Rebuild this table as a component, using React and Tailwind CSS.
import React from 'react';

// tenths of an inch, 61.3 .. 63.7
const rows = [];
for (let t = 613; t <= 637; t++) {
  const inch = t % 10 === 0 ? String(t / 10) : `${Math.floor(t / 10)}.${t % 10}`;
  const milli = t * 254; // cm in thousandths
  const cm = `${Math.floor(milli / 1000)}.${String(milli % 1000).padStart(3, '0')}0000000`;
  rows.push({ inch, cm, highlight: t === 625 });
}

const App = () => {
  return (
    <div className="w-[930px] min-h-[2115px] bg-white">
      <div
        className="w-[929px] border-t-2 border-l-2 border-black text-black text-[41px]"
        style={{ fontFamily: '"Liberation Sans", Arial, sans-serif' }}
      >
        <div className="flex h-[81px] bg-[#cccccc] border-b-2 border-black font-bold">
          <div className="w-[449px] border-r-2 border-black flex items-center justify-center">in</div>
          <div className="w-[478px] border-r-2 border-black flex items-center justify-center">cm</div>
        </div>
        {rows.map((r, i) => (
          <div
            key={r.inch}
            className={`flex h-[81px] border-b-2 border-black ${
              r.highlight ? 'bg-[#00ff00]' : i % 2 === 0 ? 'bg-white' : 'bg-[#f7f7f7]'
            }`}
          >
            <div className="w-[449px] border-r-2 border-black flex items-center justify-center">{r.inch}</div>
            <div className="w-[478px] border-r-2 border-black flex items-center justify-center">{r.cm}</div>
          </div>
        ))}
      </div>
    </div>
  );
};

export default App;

-*-*-

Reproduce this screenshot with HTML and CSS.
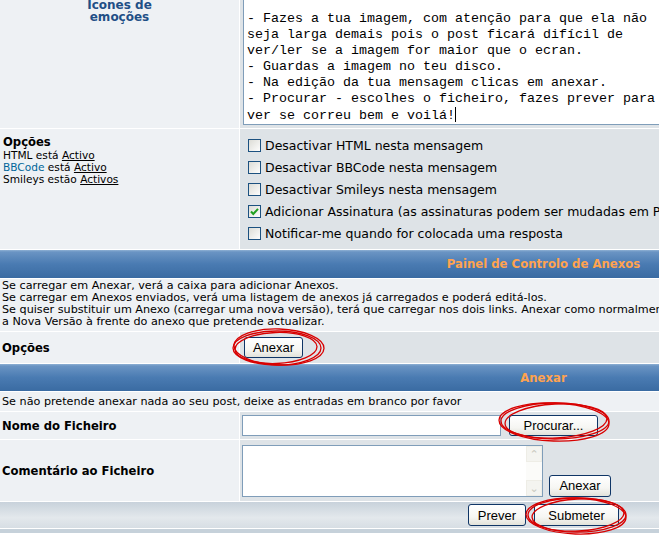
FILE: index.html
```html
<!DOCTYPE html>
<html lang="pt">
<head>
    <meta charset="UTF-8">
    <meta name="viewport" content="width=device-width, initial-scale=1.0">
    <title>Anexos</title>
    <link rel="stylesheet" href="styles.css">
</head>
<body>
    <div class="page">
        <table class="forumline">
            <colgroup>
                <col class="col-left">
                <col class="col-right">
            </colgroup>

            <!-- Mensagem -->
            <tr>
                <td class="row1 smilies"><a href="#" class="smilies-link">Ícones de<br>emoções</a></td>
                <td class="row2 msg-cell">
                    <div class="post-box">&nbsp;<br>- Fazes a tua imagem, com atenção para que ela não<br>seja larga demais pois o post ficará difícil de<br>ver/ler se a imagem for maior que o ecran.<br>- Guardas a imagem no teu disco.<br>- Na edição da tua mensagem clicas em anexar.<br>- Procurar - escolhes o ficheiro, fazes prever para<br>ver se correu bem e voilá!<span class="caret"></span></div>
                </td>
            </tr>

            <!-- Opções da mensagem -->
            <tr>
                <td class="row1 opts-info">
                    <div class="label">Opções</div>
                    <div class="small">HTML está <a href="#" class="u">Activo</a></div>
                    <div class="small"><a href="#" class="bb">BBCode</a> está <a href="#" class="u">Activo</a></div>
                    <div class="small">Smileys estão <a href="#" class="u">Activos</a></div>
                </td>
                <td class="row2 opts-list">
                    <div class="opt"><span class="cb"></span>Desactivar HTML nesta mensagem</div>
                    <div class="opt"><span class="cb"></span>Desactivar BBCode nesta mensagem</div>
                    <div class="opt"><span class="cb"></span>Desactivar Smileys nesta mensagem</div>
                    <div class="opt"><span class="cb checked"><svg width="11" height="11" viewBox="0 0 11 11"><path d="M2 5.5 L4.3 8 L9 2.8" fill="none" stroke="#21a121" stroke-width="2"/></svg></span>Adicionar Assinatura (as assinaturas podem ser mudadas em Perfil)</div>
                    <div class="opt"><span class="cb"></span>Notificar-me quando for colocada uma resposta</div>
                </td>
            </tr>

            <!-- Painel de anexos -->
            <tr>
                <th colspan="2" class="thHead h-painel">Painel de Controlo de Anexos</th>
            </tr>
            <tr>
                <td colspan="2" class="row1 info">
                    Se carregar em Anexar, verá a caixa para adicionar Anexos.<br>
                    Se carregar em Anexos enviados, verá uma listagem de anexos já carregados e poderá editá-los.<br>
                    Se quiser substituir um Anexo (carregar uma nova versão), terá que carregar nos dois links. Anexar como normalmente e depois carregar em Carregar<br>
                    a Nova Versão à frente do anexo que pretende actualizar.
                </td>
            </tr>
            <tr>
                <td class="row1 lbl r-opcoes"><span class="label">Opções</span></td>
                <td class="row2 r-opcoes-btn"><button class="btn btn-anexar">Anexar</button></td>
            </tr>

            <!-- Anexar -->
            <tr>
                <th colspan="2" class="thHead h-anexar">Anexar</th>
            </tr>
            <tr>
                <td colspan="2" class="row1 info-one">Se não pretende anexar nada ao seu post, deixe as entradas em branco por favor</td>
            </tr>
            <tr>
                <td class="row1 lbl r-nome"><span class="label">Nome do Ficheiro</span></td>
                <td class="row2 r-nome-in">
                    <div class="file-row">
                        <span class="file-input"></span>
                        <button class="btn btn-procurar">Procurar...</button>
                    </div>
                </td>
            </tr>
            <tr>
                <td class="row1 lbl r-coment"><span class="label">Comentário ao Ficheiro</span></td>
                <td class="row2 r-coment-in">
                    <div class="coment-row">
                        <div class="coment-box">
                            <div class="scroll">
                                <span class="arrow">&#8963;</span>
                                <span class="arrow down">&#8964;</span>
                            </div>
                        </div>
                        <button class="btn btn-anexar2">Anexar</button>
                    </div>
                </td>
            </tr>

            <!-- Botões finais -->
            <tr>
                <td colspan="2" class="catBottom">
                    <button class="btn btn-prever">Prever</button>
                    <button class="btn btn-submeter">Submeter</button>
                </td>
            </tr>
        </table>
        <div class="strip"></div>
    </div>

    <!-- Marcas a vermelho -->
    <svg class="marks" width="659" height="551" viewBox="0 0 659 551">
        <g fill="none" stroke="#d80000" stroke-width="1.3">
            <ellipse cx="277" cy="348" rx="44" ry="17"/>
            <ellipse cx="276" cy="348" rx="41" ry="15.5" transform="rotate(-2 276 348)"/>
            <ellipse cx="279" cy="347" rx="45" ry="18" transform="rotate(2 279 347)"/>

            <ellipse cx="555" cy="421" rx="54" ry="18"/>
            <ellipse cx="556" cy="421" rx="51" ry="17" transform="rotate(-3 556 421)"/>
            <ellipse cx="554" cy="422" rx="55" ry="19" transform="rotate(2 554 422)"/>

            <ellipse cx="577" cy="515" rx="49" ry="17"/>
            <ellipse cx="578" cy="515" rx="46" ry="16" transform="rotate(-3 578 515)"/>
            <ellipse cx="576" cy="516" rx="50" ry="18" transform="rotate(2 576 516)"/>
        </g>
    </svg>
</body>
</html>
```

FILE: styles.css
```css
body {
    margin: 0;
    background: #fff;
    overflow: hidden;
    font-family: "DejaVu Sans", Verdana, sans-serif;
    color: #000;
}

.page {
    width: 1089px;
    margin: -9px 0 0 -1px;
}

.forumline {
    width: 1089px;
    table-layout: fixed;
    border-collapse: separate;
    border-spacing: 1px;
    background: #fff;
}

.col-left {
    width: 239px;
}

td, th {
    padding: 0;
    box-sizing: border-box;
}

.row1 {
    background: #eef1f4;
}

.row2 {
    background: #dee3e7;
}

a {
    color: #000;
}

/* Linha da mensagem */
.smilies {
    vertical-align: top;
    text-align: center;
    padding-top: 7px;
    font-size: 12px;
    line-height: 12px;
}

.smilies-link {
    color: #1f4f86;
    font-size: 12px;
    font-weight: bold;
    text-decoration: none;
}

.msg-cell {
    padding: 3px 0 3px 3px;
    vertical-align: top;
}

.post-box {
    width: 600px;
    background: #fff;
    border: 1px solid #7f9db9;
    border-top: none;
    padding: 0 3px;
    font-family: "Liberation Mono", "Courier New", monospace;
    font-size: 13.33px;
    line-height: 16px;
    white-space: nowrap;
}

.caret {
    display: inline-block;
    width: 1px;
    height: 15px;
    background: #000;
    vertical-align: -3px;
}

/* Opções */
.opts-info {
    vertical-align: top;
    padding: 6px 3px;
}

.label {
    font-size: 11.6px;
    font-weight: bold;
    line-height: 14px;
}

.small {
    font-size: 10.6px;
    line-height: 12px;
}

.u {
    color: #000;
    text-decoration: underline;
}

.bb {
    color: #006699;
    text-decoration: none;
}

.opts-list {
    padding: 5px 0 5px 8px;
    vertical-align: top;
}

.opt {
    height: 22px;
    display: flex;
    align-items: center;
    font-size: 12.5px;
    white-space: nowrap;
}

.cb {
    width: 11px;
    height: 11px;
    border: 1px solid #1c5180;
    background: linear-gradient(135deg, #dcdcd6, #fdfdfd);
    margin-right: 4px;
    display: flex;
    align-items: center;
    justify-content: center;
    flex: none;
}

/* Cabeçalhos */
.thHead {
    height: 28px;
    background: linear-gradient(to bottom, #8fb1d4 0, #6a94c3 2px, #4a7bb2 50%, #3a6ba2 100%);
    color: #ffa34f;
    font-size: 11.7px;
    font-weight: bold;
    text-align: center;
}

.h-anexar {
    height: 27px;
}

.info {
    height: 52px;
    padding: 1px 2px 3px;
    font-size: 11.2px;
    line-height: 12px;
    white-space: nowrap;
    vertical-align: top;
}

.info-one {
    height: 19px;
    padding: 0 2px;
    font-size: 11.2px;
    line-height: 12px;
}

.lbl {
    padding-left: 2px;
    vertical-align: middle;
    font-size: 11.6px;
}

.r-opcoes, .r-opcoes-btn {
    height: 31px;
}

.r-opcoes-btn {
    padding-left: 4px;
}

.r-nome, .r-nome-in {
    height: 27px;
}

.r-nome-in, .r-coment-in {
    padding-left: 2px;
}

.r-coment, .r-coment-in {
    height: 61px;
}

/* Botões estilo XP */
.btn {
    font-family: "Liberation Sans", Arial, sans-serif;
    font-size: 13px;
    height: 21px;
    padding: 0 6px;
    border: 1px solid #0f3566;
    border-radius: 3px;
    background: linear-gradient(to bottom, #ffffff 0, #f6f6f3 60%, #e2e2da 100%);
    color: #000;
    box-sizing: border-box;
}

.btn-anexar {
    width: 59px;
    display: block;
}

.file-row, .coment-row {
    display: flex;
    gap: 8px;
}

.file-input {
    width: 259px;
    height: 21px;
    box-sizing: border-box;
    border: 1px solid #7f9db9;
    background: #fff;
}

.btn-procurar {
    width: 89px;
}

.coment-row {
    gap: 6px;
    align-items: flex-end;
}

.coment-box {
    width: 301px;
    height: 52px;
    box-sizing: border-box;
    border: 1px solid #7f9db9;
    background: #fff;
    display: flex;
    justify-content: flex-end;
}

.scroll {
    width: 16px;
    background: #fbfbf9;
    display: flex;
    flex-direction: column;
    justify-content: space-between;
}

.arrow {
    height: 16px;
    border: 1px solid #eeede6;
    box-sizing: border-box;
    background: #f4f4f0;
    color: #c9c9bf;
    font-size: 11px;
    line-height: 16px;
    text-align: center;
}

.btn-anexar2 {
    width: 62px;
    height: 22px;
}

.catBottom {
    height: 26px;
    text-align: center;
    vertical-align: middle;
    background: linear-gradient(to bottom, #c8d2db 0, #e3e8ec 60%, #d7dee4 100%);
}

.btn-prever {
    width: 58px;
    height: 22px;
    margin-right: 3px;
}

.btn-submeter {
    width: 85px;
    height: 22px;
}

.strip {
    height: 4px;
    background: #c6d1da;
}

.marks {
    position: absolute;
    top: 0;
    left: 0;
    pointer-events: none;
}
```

-*-*-

#### WHAT TO PRODUCE
Your task is to transcribe only the lines from the line containing "Rebuild this table" through the line containing "export default App;", word for word.

#### RESPONSE TO THIS EXERCISE
Rebuild this table as a component, using React and Tailwind CSS.
import React from 'react';

// tenths of an inch, 61.3 .. 63.7
const rows = [];
for (let t = 613; t <= 637; t++) {
  const inch = t % 10 === 0 ? String(t / 10) : `${Math.floor(t / 10)}.${t % 10}`;
  const milli = t * 254; // cm in thousandths
  const cm = `${Math.floor(milli / 1000)}.${String(milli % 1000).padStart(3, '0')}0000000`;
  rows.push({ inch, cm, highlight: t === 625 });
}

const App = () => {
  return (
    <div className="w-[930px] min-h-[2115px] bg-white">
      <div
        className="w-[929px] border-t-2 border-l-2 border-black text-black text-[41px]"
        style={{ fontFamily: '"Liberation Sans", Arial, sans-serif' }}
      >
        <div className="flex h-[81px] bg-[#cccccc] border-b-2 border-black font-bold">
          <div className="w-[449px] border-r-2 border-black flex items-center justify-center">in</div>
          <div className="w-[478px] border-r-2 border-black flex items-center justify-center">cm</div>
        </div>
        {rows.map((r, i) => (
          <div
            key={r.inch}
            className={`flex h-[81px] border-b-2 border-black ${
              r.highlight ? 'bg-[#00ff00]' : i % 2 === 0 ? 'bg-white' : 'bg-[#f7f7f7]'
            }`}
          >
            <div className="w-[449px] border-r-2 border-black flex items-center justify-center">{r.inch}</div>
            <div className="w-[478px] border-r-2 border-black flex items-center justify-center">{r.cm}</div>
          </div>
        ))}
      </div>
    </div>
  );
};

export default App;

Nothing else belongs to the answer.